Wednesday, November 25, 2009

Hari Raya: Ibadah atau Adat?

Oleh : asy-Syaikh Salim bin Sa’ad ath-Thowil hafidzohulloh

Tidak Ada Hari Raya Kecuali Hanya Iedul Fithri dan Iedul Adha
الحمد لله وحده والصلاة والسلام على من لا نبي بعده، أما بعد

Sesungguhnya hari raya dinamakan Ied karena ia berulang dan kembali. Dan kata Ied dimutlakkan pada tempat dan waktu yang manusia kembali kepadanya, sebagaimana dalam hadits yang shohih adh-Dhohhak rodhiyallohu anhu berkata : Seseorang bernadzar di masa Rosululloh shollallohu alaihi wa sallam untuk menyembelih unta di Bawwanah –yaitu nama suatu tempat-, ia lalu mendatangi Nabi shollallohu alaihi wa sallam dan berkata : “aku bernadzar untuk menyembelih unta di Bawwanah”, Rosululloh shollallohu alaihi wa sallam bersabda : “apakah di sana ada berhala jahiliyyah yang disembah?”, mereka berkata : “tidak”, beliau bersabda : “apakah di sana dilakukan perayaan hari raya mereka?”, mereka berkata : “tidak”, beliau bersabda : “Tunaikanlah nadzarmu, sesungguhnya tidak boleh menunaikan nadzar yang berupa maksiat kepada Alloh dan yang tidak mampu dilakukan oleh anak Adam.” [HR. Abu Dawud dan sanadnya sesuai syarat as-Shohihain]

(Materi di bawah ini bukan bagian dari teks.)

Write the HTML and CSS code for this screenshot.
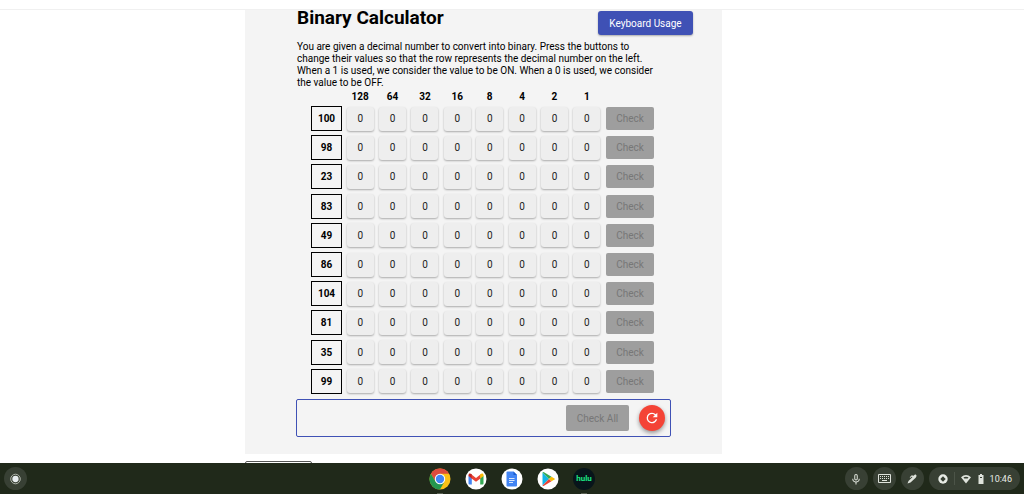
FILE: index.html
```html
<!DOCTYPE html>
<html lang="en">
<head>
    <meta charset="UTF-8">
    <meta name="viewport" content="width=device-width, initial-scale=1.0">
    <title>Binary Calculator</title>
    <link rel="stylesheet" href="styles.css">
</head>
<body>
<div class="page">
    <div class="toolbar"></div>
    <main class="panel">
        <div class="panel-header">
            <h1>Binary Calculator</h1>
            <button type="button" class="usage">Keyboard Usage</button>
        </div>
        <p class="intro">You are given a decimal number to convert into binary. Press the buttons to change their values so that the row represents the decimal number on the left. When a 1 is used, we consider the value to be ON. When a 0 is used, we consider the value to be OFF.</p>
        <table class="board">
            <thead>
                <tr>
                    <td class="number-col"></td>
                    <th>128</th>
                    <th>64</th>
                    <th>32</th>
                    <th>16</th>
                    <th>8</th>
                    <th>4</th>
                    <th>2</th>
                    <th>1</th>
                    <td class="check-col"></td>
                </tr>
            </thead>
            <tbody id="rows"></tbody>
        </table>
        <div class="actions">
            <button type="button" class="check check-all" disabled>Check All</button>
            <button type="button" class="reset" aria-label="Reset">
                <svg viewBox="0 0 24 24" width="16" height="16"><path fill="#fff" d="M17.65 6.35A7.96 7.96 0 0 0 12 4a8 8 0 1 0 7.73 10h-2.08A6 6 0 1 1 12 6c1.66 0 3.14.69 4.22 1.78L13 11h7V4z"/></svg>
            </button>
        </div>
    </main>
    <div class="next-card"></div>
</div>
<footer class="shelf">
    <div class="shelf-side">
        <button type="button" class="round" aria-label="Launcher">
            <svg viewBox="0 0 24 24" width="24" height="24"><circle cx="12" cy="12" r="5" fill="none" stroke="#b4b9b0"/><circle cx="12" cy="12" r="3.3" fill="#e8edf0"/></svg>
        </button>
    </div>
    <div class="apps">
        <button type="button" class="app running" aria-label="Chrome">
            <svg viewBox="0 0 22 22"><circle cx="11" cy="11" r="10.5" fill="#fbc116"/><path fill="#dd4b3e" d="M1.9 5.75A10.5 10.5 0 0 1 20.1 5.75H11L6.5 13.6z"/><path fill="#24964f" d="M1.9 5.75A10.5 10.5 0 0 0 11 21.5L15.5 13.6 6.5 13.6z"/><circle cx="11" cy="11" r="5.2" fill="#fff"/><circle cx="11" cy="11" r="4.2" fill="#4285f4"/></svg>
        </button>
        <button type="button" class="app" aria-label="Gmail">
            <svg viewBox="0 0 22 22"><circle cx="11" cy="11" r="10.5" fill="#fff"/><path fill="#4285f4" d="M3.5 7.5 6.8 10v6.5H4.5a1 1 0 0 1-1-1z"/><path fill="#34a853" d="M18.5 7.5 15.2 10v6.5h2.3a1 1 0 0 0 1-1z"/><path fill="#ea4335" d="M6.2 6.2 11 9.9l4.8-3.7v4L11 13.8l-4.8-3.6z"/><path fill="#c5221f" d="M3.5 8V7c0-1.7 1.7-2.1 3.3-.7v4.2z"/><path fill="#fbbc04" d="M18.5 8V7c0-1.7-1.7-2.1-3.3-.7v4.2z"/></svg>
        </button>
        <button type="button" class="app" aria-label="Docs">
            <svg viewBox="0 0 22 22"><circle cx="11" cy="11" r="10.5" fill="#fff"/><path fill="#4285f4" d="M6.5 3.5h6L16 7v10.5a1 1 0 0 1-1 1H6.5a1 1 0 0 1-1-1v-13a1 1 0 0 1 1-1z"/><path fill="#1a5fd0" d="M12.5 3.5V7H16z"/><path stroke="#d8e6fc" stroke-width="1" d="M8 10.5h5.5M8 12.5h5.5M8 14.5h4"/></svg>
        </button>
        <button type="button" class="app" aria-label="Play Store">
            <svg viewBox="0 0 22 22"><circle cx="11" cy="11" r="10.5" fill="#fff"/><path fill="#12b5e8" d="M5.5 4.5v13L12 11z"/><path fill="#ea4335" d="M5.5 17.5 12 11l2.5 2.3-7.5 4.5q-1 .5-1.5-.3z"/><path fill="#34a853" d="M5.5 4.5 12 11l2.5-2.3L7 4.2q-1-.5-1.5.3z"/><path fill="#fbbc04" d="M14.5 8.7 12 11l2.5 2.3 3-1.7q.8-.6 0-1.2z"/></svg>
        </button>
        <button type="button" class="app hulu running">hulu</button>
    </div>
    <div class="shelf-side tray">
        <button type="button" class="round" aria-label="Dictation">
            <svg viewBox="0 0 24 24" width="12" height="12"><path fill="#dfe3dc" d="M12 15a3.5 3.5 0 0 0 3.5-3.5v-6a3.5 3.5 0 0 0-7 0v6A3.5 3.5 0 0 0 12 15zm-1.5-9.5a1.5 1.5 0 0 1 3 0v6a1.5 1.5 0 0 1-3 0zM19.5 11.5h-2a5.5 5.5 0 0 1-11 0h-2a7.5 7.5 0 0 0 6.5 7.4V23h2v-4.1a7.5 7.5 0 0 0 6.5-7.4z"/></svg>
        </button>
        <button type="button" class="round" aria-label="On-screen keyboard">
            <svg viewBox="0 0 13 9" width="13" height="9"><path fill="none" stroke="#dfe3dc" d="M.5.5h12v8H.5z"/><path stroke="#dfe3dc" stroke-dasharray="1 1" d="M2 2.5h9M2 4.5h9"/><path stroke="#dfe3dc" d="M4 6.5h5"/></svg>
        </button>
        <button type="button" class="round" aria-label="Stylus">
            <svg viewBox="0 0 12 12" width="12" height="12"><path fill="#dfe3dc" d="M1.5 10.5 2.5 8 6.500 4 5.500 3.800 4.300 5 3.700 4.300 5.800 2.200 7.500 2.800 9.300 1.300l1.400 1.400-1 2L4.500 9.500z"/></svg>
        </button>
        <button type="button" class="status">
            <svg viewBox="0 0 12 12" width="12" height="12"><circle cx="6" cy="6" r="4.7" fill="#e8ece6"/><path fill="#384034" d="M6 3.300 8.700 6 6 8.700 3.300 6z"/></svg>
            <span class="divider"></span>
            <svg viewBox="0 0 12 12" width="12" height="12"><path fill="#dfe3dc" fill-rule="evenodd" d="M1 4.2Q6 0 11 4.200L6 10.500zM3.500 4.300 4.300 5.500H7.700L8.500 4.300Q6 3 3.500 4.300z"/></svg>
            <svg viewBox="0 0 8 12" width="8" height="12"><path fill="#dfe3dc" d="M3 1h2v1h1.5v9h-5V2H3z"/><path fill="#384034" d="M3 4h2v1H3z"/></svg>
            <span class="clock">10:46</span>
        </button>
    </div>
</footer>
<script>
    const numbers = [100, 98, 23, 83, 49, 86, 104, 81, 35, 99];
    const bits = [128, 64, 32, 16, 8, 4, 2, 1];
    const rows = document.getElementById('rows');

    numbers.forEach(function(number) {
        const row = document.createElement('tr');
        let html = '<th scope="row"><div class="number">' + number + '</div></th>';
        bits.forEach(function(bit) {
            html += '<td><button type="button" class="bit" data-value="' + bit + '">0</button></td>';
        });
        html += '<td><button type="button" class="check" disabled>Check</button></td>';
        row.innerHTML = html;
        rows.appendChild(row);
    });

    rows.addEventListener('click', function(e) {
        if (e.target.classList.contains('bit')) {
            e.target.textContent = e.target.textContent === '0' ? '1' : '0';
        }
    });
</script>
</body>
</html>
```
FILE: styles.css
```css
* {
    box-sizing: border-box;
}
body {
    display: flex;
    flex-direction: column;
    height: 100vh;
    margin: 0;
    font-family: Roboto, "Liberation Sans", sans-serif;
    font-size: 10px;
    color: #000;
    background-color: #fff;
}
button {
    padding: 0;
    border: none;
    font-family: inherit;
    font-size: 10px;
    cursor: pointer;
}
svg {
    display: block;
}

/* page */
.page {
    flex: 1;
    min-height: 0;
    overflow: hidden;
}
.toolbar {
    height: 10px;
    border-bottom: 1px solid #f0f0f0;
}
.panel {
    max-width: 477px;
    margin-left: 245px;
    padding: 0 51px 17px;
    background-color: #f4f4f4;
}
.panel-header {
    display: flex;
    justify-content: space-between;
    align-items: flex-start;
    margin-right: -22px;
    height: 31px;
}
h1 {
    margin: -2px 0 0 1px;
    font-size: 19px;
    line-height: 20px;
}
.usage {
    width: 95px;
    height: 24px;
    margin-top: 1px;
    border-radius: 3px;
    background-color: #3f51b5;
    color: #fff;
    box-shadow: 0 1px 2px rgba(0, 0, 0, 0.3);
}
.intro {
    margin: 0 8px 0 1px;
    line-height: 12px;
}

/* board */
.board {
    width: 348px;
    height: 306px;
    margin: 1px 0 0 13px;
    table-layout: fixed;
    border-collapse: collapse;
}
.board th,
.board td {
    padding: 0;
    text-align: center;
}
.board thead tr {
    height: 14px;
    line-height: 12px;
}
.number-col {
    width: 35px;
}
.check-col {
    width: 54px;
}
.number {
    width: 31px;
    height: 25px;
    margin: 0 auto;
    border: 1px solid #000;
    line-height: 23px;
}
.bit {
    width: 27px;
    height: 24px;
    border-radius: 3px;
    background-color: #eee;
    color: #222;
    box-shadow: 0 1px 2px rgba(0, 0, 0, 0.3);
    vertical-align: middle;
}
.check {
    width: 48px;
    height: 23px;
    border-radius: 2px;
    background-color: #9e9e9e;
    color: #777;
    vertical-align: middle;
    cursor: default;
}
.actions {
    display: flex;
    justify-content: flex-end;
    align-items: center;
    gap: 10px;
    height: 38px;
    margin-top: 3px;
    padding-right: 5px;
    border: 1px solid #3f51b5;
    border-radius: 2px;
}
.check-all {
    width: 63px;
    height: 26px;
}
.reset {
    display: flex;
    align-items: center;
    justify-content: center;
    width: 26px;
    height: 26px;
    border-radius: 50%;
    background-color: #f44336;
    box-shadow: 0 2px 4px rgba(0, 0, 0, 0.4);
}
.next-card {
    width: 67px;
    height: 30px;
    margin: 7px 0 0 245px;
    border: 1px solid #555;
    border-radius: 2px;
}

/* shelf */
.shelf {
    display: flex;
    align-items: center;
    height: 31px;
    padding: 0 4px;
    background-color: #20291a;
}
.shelf-side {
    display: flex;
    flex: 1;
    align-items: center;
    gap: 5px;
}
.tray {
    justify-content: flex-end;
}
.round {
    display: flex;
    align-items: center;
    justify-content: center;
    width: 23px;
    height: 23px;
    border-radius: 50%;
    background-color: #384034;
}
.apps {
    display: flex;
    gap: 14px;
}
.app {
    position: relative;
    width: 22px;
    height: 22px;
    border-radius: 50%;
    background-color: transparent;
}
.running::after {
    content: "";
    position: absolute;
    left: 8px;
    bottom: -4px;
    width: 6px;
    height: 1px;
    background-color: #596052;
}
.hulu {
    background-color: #08151b;
    color: #1ce783;
    font-size: 8px;
    font-weight: bold;
}
.status {
    display: flex;
    align-items: center;
    gap: 5px;
    height: 23px;
    padding: 0 8px;
    border-radius: 12px;
    background-color: #384034;
    color: #e8ece6;
}
.divider {
    width: 1px;
    height: 13px;
    background-color: #4c5448;
}
.clock {
    font-size: 9px;
}
```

Dan hadits Anas rodhiyallohu anhu, bahwa Rosululloh shollallohu alaihi wa sallam bersabda :

قدمت المدينة ولأهل ا لمدينة يومان يلعبون فيهما في الجاهلية وإن الله تعالى قد أبدلكم بهما خيرا منهما يوم الفطر ويوم النحر
Aku datang ke Madinah ketika penduduknya memiliki dua hari yang mereka bermain-main pada dua hari itu pada masa jahiliyyah, dan sesungguhnya Alloh ta’ala telah mengganti keduanya untuk kalian dengan yang lebih baik daripada keduanya : Iedul Fithri dan Iedul Adha.” [HR Ahmad, Abu Dawud & an-Nasa’i]

Saudaraku para pembaca yang mulia, inilah dua hadits shohih dan keduanya merupakan tonggak dalam memahami hukum-hukum seputar hari raya-hari raya yang baru, yaitu hari raya selain Iedul Fithri dan Iedul Adha. Nabi shollallohu alaihi wa sallam ketika bertanya kepada seseorang dalam hadits pertama tersebut tentang Bawwanah: “apakah di sana dilakukan perayaan hari raya orang-orang musyrik?”, untuk mencari kejelasan sebelum mengizinkannya melaksanakan nadzarnya atau tidak. Ketika beliau diberitahu bahwa hal tersebut tidak ada, beliau membolehkan ia menunaikan nadzarnya. Dan sabda beliau shollallohu alaihi wa sallam : “tidak boleh menunaikan nadzar yang berupa maksiat kepada Alloh” menunjukkan bahwa menyepakati orang-orang musyrik dalam hari raya mereka merupakan maksiat kepada Alloh tabaroka wa ta’ala.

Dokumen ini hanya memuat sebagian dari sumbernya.